The craft practised by his father later provided Kernoff with both employment and an early understanding of shape, surface and construction. As a young man, he served an apprenticeship in cabinet-making, learning to work carefully with wood before establishing himself as a professional painter and printmaker. His family moved to Dublin in 1914, when he was fourteen, and settled within the city’s Jewish community. The move brought him into direct contact with streets, markets, public houses, theatres and working neighbourhoods that would supply him with subjects throughout his career, particularly the everyday people and places often overlooked by more formal artistic traditions.
Kernoff studied in evening classes at the Dublin Metropolitan School of Art while continuing to work in the family furniture business.

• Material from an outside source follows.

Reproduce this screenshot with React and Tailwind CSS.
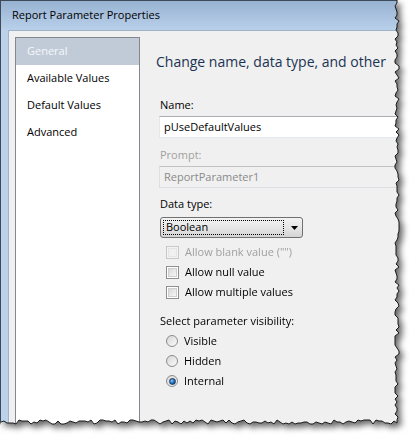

His teachers included artists associated with the changing character of Irish art, and his formal education helped him develop skills in drawing, composition, painting and design. He later received the Taylor Scholarship, an important award for art students, and gradually established a professional reputation. Kernoff exhibited at the Royal Hibernian Academy for the first time in 1926 and continued to show work there regularly, placing scenes of ordinary Irish life within one of the country’s principal artistic institutions.
His paintings, drawings and woodcuts became especially valued for their direct observation of Dublin. Kernoff depicted streets, public houses, theatres, docks, cafés, musicians, labourers and familiar public figures without separating them from the social environments they inhabited. He showed sympathy towards unemployed men waiting for work and recorded the character of places undergoing political, economic and architectural change. His subjects also extended beyond Dublin to landscapes, portraits and scenes encountered during travel. Rather than presenting Irish life as picturesque decoration, he preserved gestures, expressions, occupations and gathering places with humour, precision and sustained interest in ordinary human experience.
Kernoff’s Jewish heritage formed an important part of his identity within Irish cultural life, while his career demonstrated how an artist born abroad could become deeply connected with the streets and people of an adopted city. He produced paintings, theatrical designs, illustrations and three collections of woodcuts, creating a substantial body of work before his death in 1974. Many of his images now serve as visual records of mid-century Dublin, preserving buildings, interiors and social encounters that later disappeared. The child born in London on 9 January 1900 would ultimately become one of Ireland’s most recognisable painters of everyday urban existence.
- Linde Lunney, “Kernoff, Harry,” Dictionary of Irish Biography, Royal Irish Academy, biographical entry recording his birth in London on 9 January 1900 and his family background.
- National Library of Ireland, Harry Kernoff Papers, Collection List No. 2090, containing sketchbooks, correspondence, photographs, exhibition material and records of his artistic career.
- National Gallery of Ireland, collection and curatorial records concerning Harry Kernoff, including his Dublin street scenes, portraits and Sunday Evening, Place du Combat, Paris.
- Irish Jewish Museum, “Harry Kernoff,” biographical account describing his parents, Jewish background, move to Dublin, cabinet-making apprenticeship and artistic education.
- Royal Hibernian Academy exhibition catalogues and annual records from 1926 to 1974, documenting Kernoff’s sustained participation in the Academy’s exhibitions.